Contraceptive pill to stop men from impregnating women underway: Report

A contraceptive pill to stop sperm by preventing pregnancies in preclinical models is currently being developed, according to a report by Weill Cornell Medicine.
The drug undergoing experiment would demonstrate that “an on-demand male contraceptive” is possible. Jochen Buck and Lonny Levin, professors of pharmacology at Weill Cornell Medicine, said in a February 14.
According to Messrs Buck and Levin, condoms have been options for men, following their existence for about 2,000 years.
“Research on male oral contraceptives has stalled, partly because potential contraceptives for men must clear a much higher bar for safety and side effects,” Mr Levin noted in the study, adding, “Because men don’t bear the risks associated with carrying a pregnancy. The field assumes men will have a low tolerance for potential contraceptive side effects.”
If the drug development and clinical trials are successful, Mr Levin hopes to walk into a pharmacy one day and hear a man request “the male pill.”

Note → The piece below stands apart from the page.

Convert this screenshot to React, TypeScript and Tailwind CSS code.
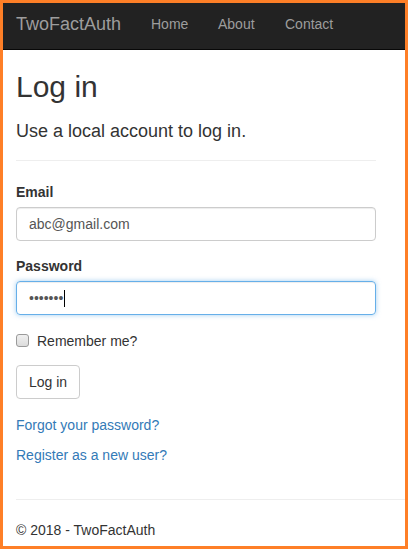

The team discovered that mice genetically engineered to lack sAC are infertile.
In 2018, Melanie Balbach, a postdoctoral associate in Messrs Buck and Levin’s lab, made an exciting discovery while working on sAC inhibitors as a possible treatment for an eye condition.
Ms Balbach found that mice given a drug that inactivates sAC produce sperm that cannot propel themselves forward. According to her, sAC inhibition might be a safe contraceptive option for men who lacked the gene encoding sAC and were infertile.
She noted that the new “Nature Communications” study demonstrated that a single dose of an sAC inhibitor called TDI-11861 immobilizes mice sperm for up to two and half hours while the effects persist in the female reproductive tract after mating.
“After three hours, some sperm begin regaining motility; by 24 hours, nearly all sperm have recovered normal movement. Our inhibitor works within 30 minutes to an hour and every other experimental hormonal or nonhormonal male contraceptive takes weeks to bring sperm count down or render them unable to fertilize eggs,” Ms Balbach explained.
She added that it takes weeks to reverse the effects of other hormonal and nonhormonal male contraceptives in development.
She also observed that since sAC inhibitors wear off within hours, “men would take it only when, and as often as needed.”
The next step for the team is repeating their experiments in a different preclinical model.
These experiments would lay the groundwork for human clinical trials that would test the effect of sAC inhibition on sperm motility in healthy human males.